Sssh! We're Not Supposed To Be Talking About

the relative risk of male homosexual sexual conduct: So some commenters to this post seem to think. To recap: My earlier post noted in passing that male homosexual sex is much more dangerous for the men than is heterosexual sex. To my surprise, three people e-mailed me with fairly detailed messages that either denied or minimized these risks. I decided to respond, because this is actually an important point, on which people need to know the facts.

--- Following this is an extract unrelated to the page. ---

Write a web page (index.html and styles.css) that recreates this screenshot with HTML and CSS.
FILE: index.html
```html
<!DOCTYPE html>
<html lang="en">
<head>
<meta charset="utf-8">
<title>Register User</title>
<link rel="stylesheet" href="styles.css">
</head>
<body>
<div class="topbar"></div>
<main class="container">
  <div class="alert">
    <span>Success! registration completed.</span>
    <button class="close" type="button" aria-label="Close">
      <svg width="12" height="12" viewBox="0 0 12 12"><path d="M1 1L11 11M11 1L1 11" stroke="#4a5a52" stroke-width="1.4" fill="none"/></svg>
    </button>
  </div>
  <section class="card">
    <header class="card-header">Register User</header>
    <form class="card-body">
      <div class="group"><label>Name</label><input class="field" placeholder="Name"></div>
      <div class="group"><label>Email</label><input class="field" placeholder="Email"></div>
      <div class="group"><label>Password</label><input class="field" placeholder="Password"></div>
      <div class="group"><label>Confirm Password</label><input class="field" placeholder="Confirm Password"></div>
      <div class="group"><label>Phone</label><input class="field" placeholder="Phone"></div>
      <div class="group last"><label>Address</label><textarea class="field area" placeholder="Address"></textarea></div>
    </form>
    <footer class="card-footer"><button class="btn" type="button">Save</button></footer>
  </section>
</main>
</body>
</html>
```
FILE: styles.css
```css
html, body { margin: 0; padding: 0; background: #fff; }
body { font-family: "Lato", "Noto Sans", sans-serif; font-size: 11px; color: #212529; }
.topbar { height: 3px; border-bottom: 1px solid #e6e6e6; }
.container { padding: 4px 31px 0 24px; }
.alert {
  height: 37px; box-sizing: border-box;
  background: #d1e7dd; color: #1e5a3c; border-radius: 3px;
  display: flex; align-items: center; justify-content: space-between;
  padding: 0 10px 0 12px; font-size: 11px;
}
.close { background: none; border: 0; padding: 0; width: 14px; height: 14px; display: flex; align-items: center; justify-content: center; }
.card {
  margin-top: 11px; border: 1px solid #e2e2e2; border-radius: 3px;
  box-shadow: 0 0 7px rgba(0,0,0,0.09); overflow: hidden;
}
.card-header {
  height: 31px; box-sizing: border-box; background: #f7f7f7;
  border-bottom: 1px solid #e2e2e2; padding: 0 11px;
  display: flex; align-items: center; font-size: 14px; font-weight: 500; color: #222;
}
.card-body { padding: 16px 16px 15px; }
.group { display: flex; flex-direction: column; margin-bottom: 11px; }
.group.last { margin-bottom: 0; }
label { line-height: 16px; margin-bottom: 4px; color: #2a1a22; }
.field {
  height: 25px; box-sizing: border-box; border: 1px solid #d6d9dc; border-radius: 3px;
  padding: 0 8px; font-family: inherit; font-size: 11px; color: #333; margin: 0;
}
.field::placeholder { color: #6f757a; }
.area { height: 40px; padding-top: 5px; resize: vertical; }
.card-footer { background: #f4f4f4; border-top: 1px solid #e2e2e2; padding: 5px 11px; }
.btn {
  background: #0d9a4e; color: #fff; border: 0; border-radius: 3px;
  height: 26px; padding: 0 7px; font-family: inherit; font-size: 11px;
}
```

1. But wait! A couple of the commenters decided that this must show some "ulterior motives" and some presumably sinister "agenda," because of course my statement was "so obvious" that there was no legitimate reason for mentioning it. I get three e-mails (which I noted in my original post) denying the accuracy of my claim. None seem to be from cranks — one is from a Ph.D. who's also a founding father of the gay rights movement, and the two others are from people who seem to be quite articulate, thoughtful, and generally well-informed. You'd think there'd be two pretty obvious motives for my responding: (A) I want to rebut what seem to be important and dangerous misconceptions. (B) I want to respond to people's criticism of my assertion. Apparently not.

OK, though, I confess: I am developing an ulterior motive in writing about this stuff. The more people tell me not to write about things that strike me as important and perfectly legitimate to write about, the more I'm tempted to write about them. If people are trying to cow others into not discussing this information, then it's all the more important that we remain uncowed.

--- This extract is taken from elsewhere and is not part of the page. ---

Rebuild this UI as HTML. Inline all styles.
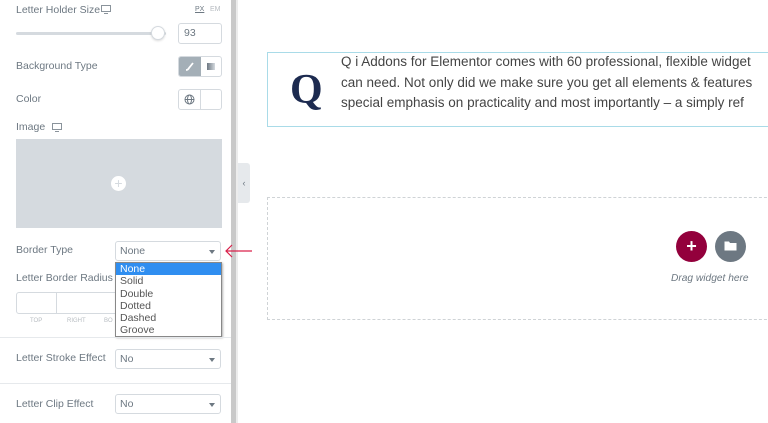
<!DOCTYPE html>
<html><head><meta charset="utf-8"><style>
*{margin:0;padding:0;box-sizing:border-box}
body{width:768px;height:423px;overflow:hidden;background:#fff;font-family:"Liberation Sans",sans-serif;position:relative}
.a{position:absolute}
.lbl{position:absolute;left:16px;font-size:10.5px;color:#6d7882}
.box{position:absolute;border:1px solid #d5dadf;background:#fff;border-radius:3px}
.sel{position:absolute;left:115px;width:106px;height:20px;border:1px solid #d5dadf;border-radius:3px;font-size:10.5px;color:#6d7882;padding:3px 0 0 4px;background:#fff}
.sel:after{content:"";position:absolute;right:5px;top:8px;border:3.5px solid transparent;border-top:4px solid #6d7882}
.opt{height:12.3px;font-size:10.5px;color:#555;padding-left:4px;line-height:12.3px}
</style></head><body>
<div class="a" style="left:0;top:0;width:231px;height:423px;background:#fff"></div>
<div class="a" style="left:231px;top:0;width:5px;height:423px;background:#c9c9c9"></div>
<div class="a" style="left:236px;top:0;width:2px;height:423px;background:#ececec"></div>

<div class="lbl" style="top:4px">Letter Holder Size</div>
<svg class="a" style="left:101px;top:5px" width="10" height="9"><rect x="0.5" y="0.5" width="9" height="6" fill="none" stroke="#8a939b"/><path d="M3 8.5h4" stroke="#8a939b"/></svg>
<div class="a" style="left:195px;top:6px;font-size:7px;color:#6d7882;text-decoration:underline">PX</div>
<div class="a" style="left:210px;top:6px;font-size:7px;color:#b7bcc1">EM</div>
<div class="a" style="left:16px;top:32px;width:150px;height:3px;background:#d5dadf;border-radius:2px"></div>
<div class="a" style="left:151px;top:26px;width:14px;height:14px;border-radius:50%;background:#fff;border:1px solid #d5dadf;box-shadow:0 1px 2px rgba(0,0,0,.15)"></div>
<div class="box" style="left:178px;top:23px;width:44px;height:21px;font-size:10.5px;color:#6d7882;padding:3px 5px">93</div>

<div class="lbl" style="top:60px">Background Type</div>
<div class="box" style="left:178px;top:56px;width:44px;height:21px;overflow:hidden">
<div class="a" style="left:0;top:0;width:22px;height:21px;background:#a4afb7"></div>
<svg class="a" style="left:6px;top:5px" width="10" height="10"><path d="M1 8 Q3 8 4 6 L8 1" stroke="#fff" stroke-width="1.8" fill="none"/></svg>
<div class="a" style="left:28px;top:6px;width:8px;height:7px;background:linear-gradient(90deg,#6d7882,#d5dadf)"></div></div>

<div class="lbl" style="top:93px">Color</div>
<div class="box" style="left:178px;top:89px;width:44px;height:21px"><div class="a" style="left:21px;top:0;width:1px;height:19px;background:#d5dadf"></div>
<svg class="a" style="left:5px;top:4px" width="11" height="11"><circle cx="5.5" cy="5.5" r="4.5" fill="none" stroke="#6d7882"/><ellipse cx="5.5" cy="5.5" rx="2" ry="4.5" fill="none" stroke="#6d7882"/><path d="M1 5.5h9" stroke="#6d7882"/></svg></div>

<div class="lbl" style="top:121px">Image</div>
<svg class="a" style="left:52px;top:123px" width="10" height="9"><rect x="0.5" y="0.5" width="9" height="6" fill="none" stroke="#8a939b"/><path d="M3 8.5h4" stroke="#8a939b"/></svg>
<div class="a" style="left:16px;top:139px;width:206px;height:89px;background:#d5dadf"></div>
<div class="a" style="left:111px;top:176px;width:15px;height:15px;border-radius:50%;background:#fff;color:#d5dadf;font-size:14px;line-height:15px;text-align:center">+</div>

<div class="lbl" style="top:244px">Border Type</div>
<div class="sel" style="top:241px">None</div>
<svg class="a" style="left:224px;top:244px" width="30" height="14"><path d="M28 7H2M8 1L2 7l6 6" stroke="#d9204a" stroke-width="1.2" fill="none"/></svg>

<div class="lbl" style="top:272px">Letter Border Radius</div>
<div class="box" style="left:16px;top:292px;width:100px;height:22px;border-radius:3px 0 0 3px"></div>
<div class="a" style="left:56px;top:292px;width:1px;height:22px;background:#d5dadf"></div>
<div class="a" style="left:30px;top:318px;font-size:6px;color:#b7bcc1">TOP</div>
<div class="a" style="left:67px;top:318px;font-size:6px;color:#b7bcc1">RIGHT</div>
<div class="a" style="left:104px;top:318px;font-size:6px;color:#b7bcc1">BO</div>

<div class="a" style="left:115px;top:262px;width:107px;height:75px;background:#fff;border:1px solid #888;box-shadow:1px 1px 2px rgba(0,0,0,.3)">
<div class="opt" style="background:#2f8ef0;color:#fff">None</div><div class="opt">Solid</div><div class="opt">Double</div><div class="opt">Dotted</div><div class="opt">Dashed</div><div class="opt">Groove</div></div>

<div class="a" style="left:0;top:337px;width:231px;height:1px;background:#e6e9ec"></div>
<div class="lbl" style="top:352px">Letter Stroke Effect</div>
<div class="sel" style="top:349px">No</div>
<div class="a" style="left:0;top:383px;width:231px;height:1px;background:#e6e9ec"></div>
<div class="lbl" style="top:398px">Letter Clip Effect</div>
<div class="sel" style="top:394px">No</div>

<div class="a" style="left:238px;top:163px;width:12px;height:40px;background:#e6e9ec;border-radius:0 3px 3px 0;font-size:9px;color:#6d7882;line-height:40px;text-align:center">‹</div>

<div class="a" style="left:267px;top:52px;width:520px;height:75px;border:1px solid #a9dbe8"></div>
<div class="a" style="left:290px;top:69px;font-family:'Liberation Serif',serif;font-size:42px;color:#1d2b50;line-height:42px;font-weight:bold">Q</div>
<div class="a" style="left:341px;top:52px;width:427px;overflow:hidden;white-space:nowrap;font-size:13.5px;line-height:20.5px;color:#444">Q i Addons for Elementor comes with 60 professional, flexible widget<br>can need. Not only did we make sure you get all elements &amp; features<br>special emphasis on practicality and most importantly – a simply ref</div>

<div class="a" style="left:267px;top:197px;width:520px;height:123px;border:1px dashed #cfd3d6"></div>
<div class="a" style="left:676px;top:231px;width:31px;height:31px;border-radius:50%;background:#93003c;color:#fff;font-size:18px;line-height:30px;text-align:center;font-weight:bold">+</div>
<div class="a" style="left:715px;top:231px;width:31px;height:31px;border-radius:50%;background:#6d7882"></div>
<svg class="a" style="left:724px;top:240px" width="13" height="11"><path d="M0.5 1.5h4.5l1 1.5h6.5v7.5h-12z" fill="#fff"/></svg>
<div class="a" style="left:671px;top:273px;font-size:10.2px;font-style:italic;color:#6d7882">Drag widget here</div>
</body></html>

2. Several commenters also argued that posting this information was somehow improper because it might be misused (for instance, because it would "play right into the hands of the anti-gay right").

Well, I'm an academic, and my sense of the academic ethos — or at least the best of that ethos — is that we try to publish the facts, even when the facts may be used by bad people in bad arguments as well as by good people in good arguments. (Yes, there are obvious exceptions, perhaps such as publishing information about how anyone can brew up smallpox in his kitchen; but the very extremeness of this example should remind us how narrow these exceptions are.)

Lots of information related to race, sex, sexual orientation, and more can be and has been misused by bad people. Yet reasoned inquiry and debate can't proceed without it. You can't think seriously about criminal justice and crime control without recognizing the racial disparities in crime. You can't think seriously about the causes of disproportionate representation of men and women in certain fields without at least considering whether men and women might on average have important biological differences that might explain some of this disproportion. You can't think seriously about what public health strategies are needed to fight AIDS, about whether various existing strategies are being conducted usefully and honestly, about whether it's proper for sperm banks or blood banks to screen out gay donors, about why AIDS infection patterns are so different in Africa and in the U.S. — or for that matter, about how careful one should be in one's own sex life, or whether (if one is a bisexual) one should experiment with homosexual sexual behavior — without knowing the data about the demographics of HIV.

If people misuse the data I posted, I'm sorry, in the sense that I wish they didn't do that. But I'm not the least bit sorry I posted it. These are tremendously important facts; literally life-or-death facts for some. I'm going to keep posting information like this, because I believe that keeping quiet about it does far more harm than good. And the more I see people trying to stop others from distributing this information, the more important it seems to me that it be distributed.